'''

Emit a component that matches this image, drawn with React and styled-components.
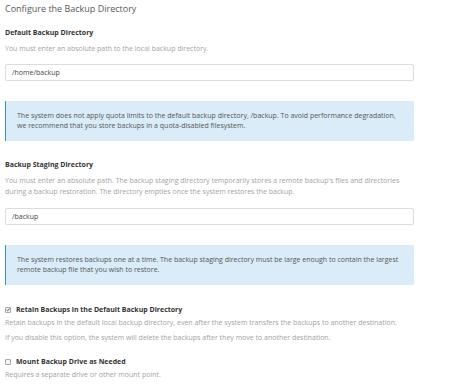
import React from "react";
import styled, { createGlobalStyle } from "styled-components";

const Global = createGlobalStyle`
  html, body { margin: 0; padding: 0; background: #fff; }
  body { font-family: "Open Sans", "Liberation Sans", sans-serif; }
`;

const Page = styled.div`
  width: 409px;
  padding: 2px 0 0 5px;
  display: flex;
  flex-direction: column;
`;

const Title = styled.h2`
  margin: 0;
  font-size: 9px;
  line-height: 13px;
  font-weight: 400;
  color: #595959;
`;

const Section = styled.div`
  margin-top: ${(p) => p.$mt || 0}px;
  display: flex;
  flex-direction: column;
`;

const Label = styled.div`
  font-size: 7px;
  line-height: 10px;
  font-weight: 700;
  color: #333;
  display: flex;
  align-items: center;
  gap: 5px;
`;

const Help = styled.p`
  margin: ${(p) => p.$mt ?? 5}px 0 0;
  font-size: 7px;
  line-height: 11px;
  color: #a3a3a3;
`;

const Input = styled.div`
  margin-top: ${(p) => p.$mt || 10}px;
  height: 17px;
  box-sizing: border-box;
  border: 1px solid #dcdcdc;
  border-radius: 2px;
  padding: 0 6px;
  display: flex;
  align-items: center;
  font-size: 7px;
  color: #444;
`;

const Alert = styled.div`
  margin-top: ${(p) => p.$mt || 18}px;
  height: 40px;
  box-sizing: border-box;
  background: #d9ecf8;
  border-left: 1px solid #3c91c8;
  padding: 0 11px;
  display: flex;
  flex-direction: column;
  justify-content: center;
  font-size: 7px;
  line-height: 10px;
  color: #555;
`;

const Box = styled.span`
  width: 6px;
  height: 6px;
  box-sizing: border-box;
  border: 1px solid #a8a8a8;
  border-radius: 1px;
  background: #f2f2f2;
  display: inline-flex;
  align-items: center;
  justify-content: center;
`;

const Check = ({ checked }) => (
  <Box>
    {checked && (
      <svg width="6" height="6" viewBox="0 0 6 6">
        <path d="M1 3 L2.4 4.4 L5.2 0.8" stroke="#333" strokeWidth="1.2" fill="none" />
      </svg>
    )}
  </Box>
);

export default function App() {
  return (
    <>
      <Global />
      <Page>
        <Title>Configure the Backup Directory</Title>
        <Section $mt={13}>
          <Label>Default Backup Directory</Label>
          <Help>You must enter an absolute path to the local backup directory.</Help>
          <Input>/home/backup</Input>
        </Section>
        <Alert $mt={20}>
          <div>The system does not apply quota limits to the default backup directory, /backup. To avoid performance degradation,</div>
          <div>we recommend that you store backups in a quota-disabled filesystem.</div>
        </Alert>
        <Section $mt={19}>
          <Label>Backup Staging Directory</Label>
          <Help $mt={5}>
            You must enter an absolute path. The backup staging directory temporarily stores a remote backup's files and directories
            <br />
            during a backup restoration. The directory empties once the system restores the backup.
          </Help>
          <Input $mt={11}>/backup</Input>
        </Section>
        <Alert $mt={20}>
          <div>The system restores backups one at a time. The backup staging directory must be large enough to contain the largest</div>
          <div>remote backup file that you wish to restore.</div>
        </Alert>
        <Section $mt={20}>
          <Label><Check checked />Retain Backups in the Default Backup Directory</Label>
          <Help $mt={2}>Retain backups in the default local backup directory, even after the system transfers the backups to another destination.</Help>
          <Help $mt={4}>If you disable this option, the system will delete the backups after they move to another destination.</Help>
        </Section>
        <Section $mt={14}>
          <Label><Check />Mount Backup Drive as Needed</Label>
          <Help $mt={2}>Requires a separate drive or other mount point.</Help>
        </Section>
      </Page>
    </>
  );
}
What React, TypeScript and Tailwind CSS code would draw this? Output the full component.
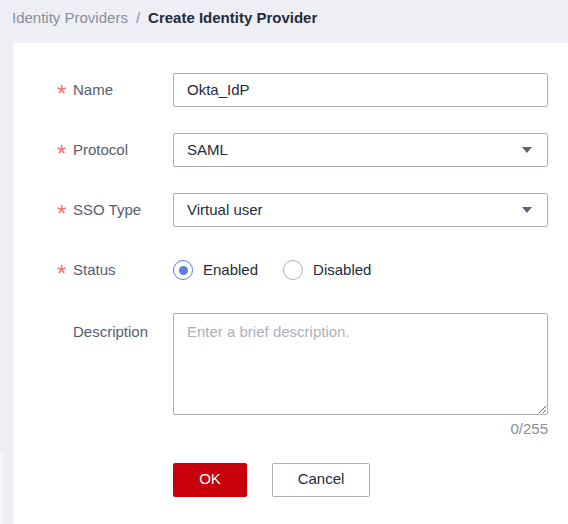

'''

## WHAT THE TASK REQUIRES
A single figure is required: the number of lines above in which the word "styled" occurs.

## TASK ANSWER
10